Тайный коридор - стр. 4
Шолохов был неизлечимо болен – и знал об этом. Но до последней поездки в Москву, на лечение, смерть казалась ему такой же далекой и непостижимой, как в юности, когда его грозили лишить жизни то махновцы, то неистовые чекисты. И вот однажды, в ясный солнечный день, когда его привезли в черной «Чайке» в онкологическую клинику на Каширке, он обратил внимание, что у входа, в окнах стоят люди – больные и медперсонал – и смотрят, как его в кресле-каталке везут по пандусу вниз, в отделение радиотерапии.
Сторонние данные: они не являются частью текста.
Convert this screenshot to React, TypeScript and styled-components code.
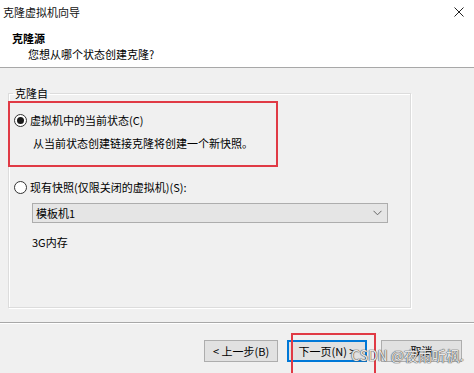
import React from "react";
import styled, { createGlobalStyle } from "styled-components";

const Global = createGlobalStyle`
  html, body { margin: 0; padding: 0; background: #f0f0f0; }
  * { box-sizing: border-box; }
  body { font-family: "Noto Sans CJK SC", "Noto Sans", sans-serif; font-size: 11px; color: #000; }
`;

const Window = styled.div`
  width: 474px;
  height: 373px;
  display: flex;
  flex-direction: column;
  background: #f0f0f0;
  overflow: hidden;
  position: relative;
`;

const Header = styled.div`
  height: 68px;
  background: #fff;
  border-bottom: 1px solid #a8a8a8;
  display: flex;
  flex-direction: column;
`;

const TitleBar = styled.div`
  height: 26px;
  display: flex;
  align-items: center;
  justify-content: space-between;
  padding: 0 10px 2px 3px;
`;

const Title = styled.span`
  font-size: 11px;
  line-height: 15px;
  color: #111;
`;

const HeaderText = styled.div`
  padding: 5px 0 0 12px;
  display: flex;
  flex-direction: column;
  gap: 1px;
`;

const Heading = styled.div`
  font-weight: 700;
  line-height: 15px;
`;

const SubHeading = styled.div`
  padding-left: 16px;
  line-height: 15px;
`;

const Body = styled.div`
  height: 255px;
  border-bottom: 1px solid #a8a8a8;
  box-shadow: 0 1px 0 #fff;
  padding: 18px 0 0 8px;
`;

const Group = styled.fieldset`
  margin: 0;
  width: 403px;
  border: 1px solid #dcdcdc;
  box-shadow: inset 1px 1px 0 #fff, 1px 1px 0 #fff;
  padding: 0 0 57px 0;
  min-width: 0;
`;

const Legend = styled.legend`
  margin-left: 4px;
  padding: 0 2px;
  line-height: 15px;
`;

const Highlight = styled.div`
  margin-left: -1px;
  width: 270px;
  height: 66px;
  border: 2px solid #e03a45;
  padding: 10px 0 0 4px;
  display: flex;
  flex-direction: column;
  gap: 8px;
`;

const OptionRow = styled.label<{ $top?: number }>`
  display: flex;
  align-items: center;
  gap: 3px;
  line-height: 15px;
  margin-top: ${(p) => p.$top ?? 0}px;
  margin-left: ${(p) => (p.$top ? 5 : 0)}px;
`;

const Radio = styled.span<{ $checked?: boolean }>`
  width: 13px;
  height: 13px;
  border-radius: 50%;
  border: 1px solid #333;
  background: #fff;
  display: flex;
  align-items: center;
  justify-content: center;
  flex-shrink: 0;
  &::after {
    content: "";
    width: 7px;
    height: 7px;
    border-radius: 50%;
    background: ${(p) => (p.$checked ? "#1a1a1a" : "transparent")};
  }
`;

const Description = styled.div`
  padding-left: 19px;
  line-height: 15px;
`;

const Select = styled.div`
  margin: 8px 0 0 23px;
  width: 356px;
  height: 20px;
  background: #e5e5e5;
  border: 1px solid #adadad;
  display: flex;
  align-items: center;
  justify-content: space-between;
  padding: 0 5px 0 3px;
  line-height: 15px;
`;

const Note = styled.div`
  margin: 12px 0 0 23px;
  line-height: 15px;
`;

const Footer = styled.div`
  flex: 1;
  display: flex;
  justify-content: flex-end;
  align-items: flex-start;
  padding: 17px 12px 0 0;
  position: relative;
`;

const Button = styled.button<{ $w: number; $mr?: number; $primary?: boolean }>`
  width: ${(p) => p.$w}px;
  height: 22px;
  margin: 0 ${(p) => p.$mr ?? 0}px 0 0;
  padding: 0;
  font-family: inherit;
  font-size: 11px;
  line-height: 15px;
  color: #000;
  background: #e1e1e1;
  border: 1px solid ${(p) => (p.$primary ? "#0078d7" : "#adadad")};
  box-shadow: ${(p) => (p.$primary ? "inset 0 0 0 1px #0078d7" : "none")};
`;

const NextHighlight = styled.div`
  position: absolute;
  left: 291px;
  top: 10px;
  width: 85px;
  height: 44px;
  border: 2px solid #e03a45;
  pointer-events: none;
`;

const Watermark = styled.div`
  position: absolute;
  left: 351px;
  top: 23px;
  font-size: 14px;
  line-height: 18px;
  color: rgba(250, 250, 250, 0.9);
  text-shadow: 0 0 1px #555, 0 0 1px #555, 0 0 1px #666;
  white-space: nowrap;
  pointer-events: none;
`;

export default function App() {
  return (
    <Window>
      <Global />
      <Header>
        <TitleBar>
          <Title>克隆虚拟机向导</Title>
          <svg width="10" height="10" viewBox="0 0 10 10">
            <path d="M0.5 0.5 L9.5 9.5 M9.5 0.5 L0.5 9.5" stroke="#222" strokeWidth="1" fill="none" />
          </svg>
        </TitleBar>
        <HeaderText>
          <Heading>克隆源</Heading>
          <SubHeading>您想从哪个状态创建克隆?</SubHeading>
        </HeaderText>
      </Header>
      <Body>
        <Group>
          <Legend>克隆自</Legend>
          <Highlight>
            <OptionRow>
              <Radio $checked />
              虚拟机中的当前状态(C)
            </OptionRow>
            <Description>从当前状态创建链接克隆将创建一个新快照。</Description>
          </Highlight>
          <OptionRow $top={13}>
            <Radio />
            现有快照(仅限关闭的虚拟机)(S):
          </OptionRow>
          <Select>
            <span>模板机1</span>
            <svg width="9" height="6" viewBox="0 0 9 6">
              <path d="M0.5 0.8 L4.5 4.8 L8.5 0.8" stroke="#666" strokeWidth="1" fill="none" />
            </svg>
          </Select>
          <Note>3G内存</Note>
        </Group>
      </Body>
      <Footer>
        <Button $w={74} $mr={9}>&lt; 上一步(B)</Button>
        <Button $w={80} $mr={14} $primary>下一页(N) &gt;</Button>
        <Button $w={81}>取消</Button>
        <NextHighlight />
        <Watermark>CSDN @夜雨听枫.</Watermark>
      </Footer>
    </Window>
  );
}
Он вдруг увидел себя их глазами, сверху – маленького, высохшего, с высоко поднятой седой головой, исчезающего в черном провале туннеля. Среди этих зевак, вероятно, были люди столь же тяжело больные, как и он сам, но тогда, нырнув из-под солнца в тень подвального козырька, он ощутил их, оставшихся наверху, как мир живых, в то время как сам он уже принадлежал другому миру – мертвых.
Может быть, это всего лишь разыгралось его писательское воображение, но даже если случай на Каширке был психологической метафорой, она, как и метафора литературная, говорила о сути происходящего с ним точнее, чем долгие размышления о собственной судьбе. Поначалу, в детстве, жизнь была бесконечным, уходящим за всякие мыслимые пределы кругом – такой она ему увиделась некогда в плешаковском саду, под звездным небом. Но именно той памятной ночью круг стал незаметно сужаться. Вместе с детством уходила свобода – свобода жить не завтрашним, а сегодняшним днем. Выбранный им в юности путь уничтожал другие возможности: он уже не мог стать ни мореплавателем, ни ученым, ни знаменитым путешественником. Допустим, эти возможности были ему вовсе не нужны, но имелись другие, вовсе не противоречащие писательству, которые он упустил.
Он всегда понимал значение религии в человеческой жизни, но никогда не стал ближе к Богу, чем в ту ночь, когда в подвале Вешенского ГПУ произошел у него разговор с таинственным, исчезнувшим наутро священником. Этот священник, отец Михаил, сказал тогда, что суждено ему служить безбожной власти, не упуская случая делать добро. Так и получилось, как предсказал священник, но в церковь Шолохов и после освобождения из ГПУ не ходил, даже в Вешенский храм, который спас от закрытия, не молился, икон дома не держал, религиозной литературы не читал. Что ж, и отец Михаил говорил, что Шолохов не из богомольцев, хотя душу наследовал от предков христианскую. Но он же говорил: «Бойся потерять эту душу, никто тебя тогда не защитит. Даже если и оступился, дальше по этой дорожке не ходи, ждет тебя там погибель. Мы перед врагами беззащитны, когда ослаблены грехами нашими».